#### [WHAT THE TASK ASKS]
Omit all images. Transcribe the rest of the material below exactly.

#### [DATA SEGMENT]
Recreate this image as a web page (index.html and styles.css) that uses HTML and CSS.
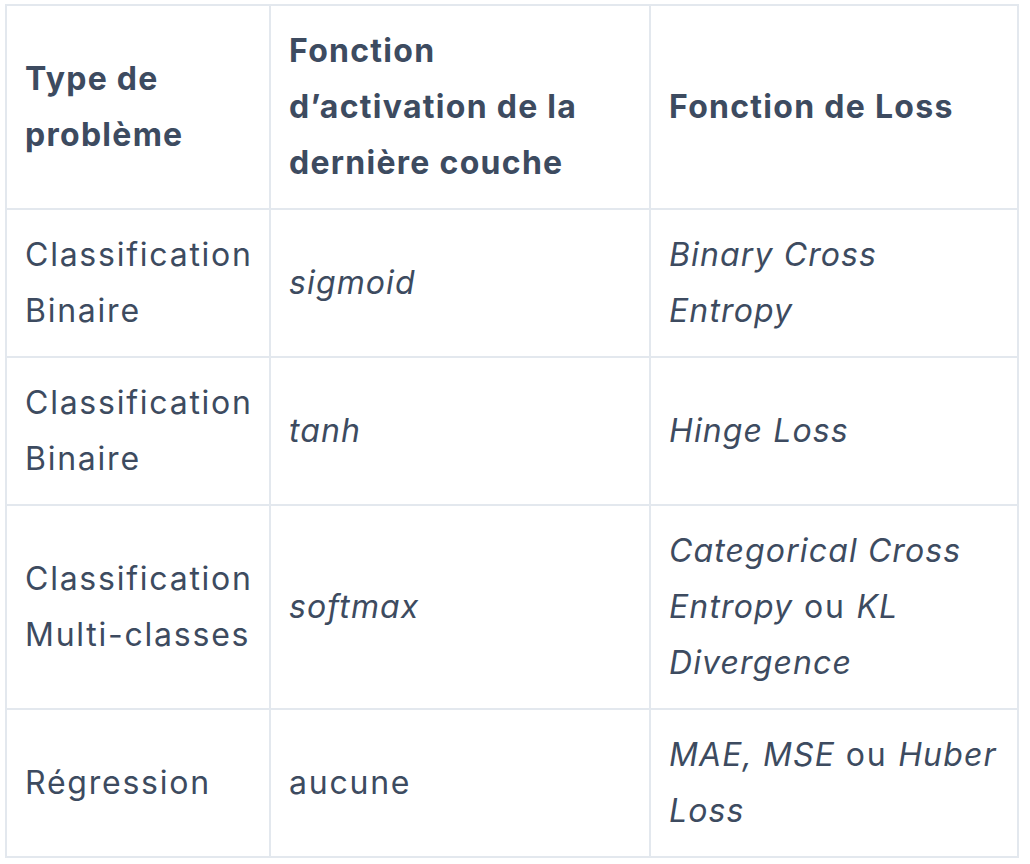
FILE: index.html
```html
<!DOCTYPE html>
<html lang="fr">
<head>
<meta charset="utf-8">
<title>Fonctions d'activation et de Loss</title>
<link rel="stylesheet" href="styles.css">
</head>
<body>
<div class="wrap">
<table class="loss-table">
<colgroup>
<col class="c1">
<col class="c2">
<col class="c3">
</colgroup>
<thead>
<tr>
<th>Type de problème</th>
<th>Fonction d’activation de la dernière couche</th>
<th>Fonction de Loss</th>
</tr>
</thead>
<tbody>
<tr>
<td>Classification Binaire</td>
<td><em>sigmoid</em></td>
<td><em>Binary Cross Entropy</em></td>
</tr>
<tr>
<td>Classification Binaire</td>
<td><em>tanh</em></td>
<td><em>Hinge Loss</em></td>
</tr>
<tr>
<td>Classification Multi-classes</td>
<td><em>softmax</em></td>
<td><em>Categorical Cross Entropy</em> ou <em>KL Divergence</em></td>
</tr>
<tr>
<td>Régression</td>
<td>aucune</td>
<td><em>MAE, MSE</em> ou <em>Huber Loss</em></td>
</tr>
</tbody>
</table>
</div>
</body>
</html>
```
FILE: styles.css
```css
html, body {
  margin: 0;
  padding: 0;
  background: #ffffff;
}
.wrap {
  padding: 4px 5px;
}
.loss-table {
  width: 1012px;
  table-layout: fixed;
  border-collapse: collapse;
  font-family: Inter, "Open Sans", sans-serif;
  font-size: 32px;
  line-height: 56px;
  color: #3d4b60;
}
.c1 { width: 264px; }
.c2 { width: 380px; }
.c3 { width: 368px; }
.loss-table th,
.loss-table td {
  border: 2px solid #e3e8ee;
  padding: 17px 18px;
  text-align: left;
  vertical-align: middle;
}
.loss-table th {
  font-weight: 700;
  letter-spacing: 0.04em;
}
.loss-table td {
  letter-spacing: 0.055em;
}
.loss-table em {
  font-style: italic;
  letter-spacing: 0.035em;
}
```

#### [SOLUTION FOR THIS PROBLEM]
Recreate this image as a web page (index.html and styles.css) that uses HTML and CSS.
FILE: index.html
```html
<!DOCTYPE html>
<html lang="fr">
<head>
<meta charset="utf-8">
<title>Fonctions d'activation et de Loss</title>
<link rel="stylesheet" href="styles.css">
</head>
<body>
<div class="wrap">
<table class="loss-table">
<colgroup>
<col class="c1">
<col class="c2">
<col class="c3">
</colgroup>
<thead>
<tr>
<th>Type de problème</th>
<th>Fonction d’activation de la dernière couche</th>
<th>Fonction de Loss</th>
</tr>
</thead>
<tbody>
<tr>
<td>Classification Binaire</td>
<td><em>sigmoid</em></td>
<td><em>Binary Cross Entropy</em></td>
</tr>
<tr>
<td>Classification Binaire</td>
<td><em>tanh</em></td>
<td><em>Hinge Loss</em></td>
</tr>
<tr>
<td>Classification Multi-classes</td>
<td><em>softmax</em></td>
<td><em>Categorical Cross Entropy</em> ou <em>KL Divergence</em></td>
</tr>
<tr>
<td>Régression</td>
<td>aucune</td>
<td><em>MAE, MSE</em> ou <em>Huber Loss</em></td>
</tr>
</tbody>
</table>
</div>
</body>
</html>
```
FILE: styles.css
```css
html, body {
  margin: 0;
  padding: 0;
  background: #ffffff;
}
.wrap {
  padding: 4px 5px;
}
.loss-table {
  width: 1012px;
  table-layout: fixed;
  border-collapse: collapse;
  font-family: Inter, "Open Sans", sans-serif;
  font-size: 32px;
  line-height: 56px;
  color: #3d4b60;
}
.c1 { width: 264px; }
.c2 { width: 380px; }
.c3 { width: 368px; }
.loss-table th,
.loss-table td {
  border: 2px solid #e3e8ee;
  padding: 17px 18px;
  text-align: left;
  vertical-align: middle;
}
.loss-table th {
  font-weight: 700;
  letter-spacing: 0.04em;
}
.loss-table td {
  letter-spacing: 0.055em;
}
.loss-table em {
  font-style: italic;
  letter-spacing: 0.035em;
}
```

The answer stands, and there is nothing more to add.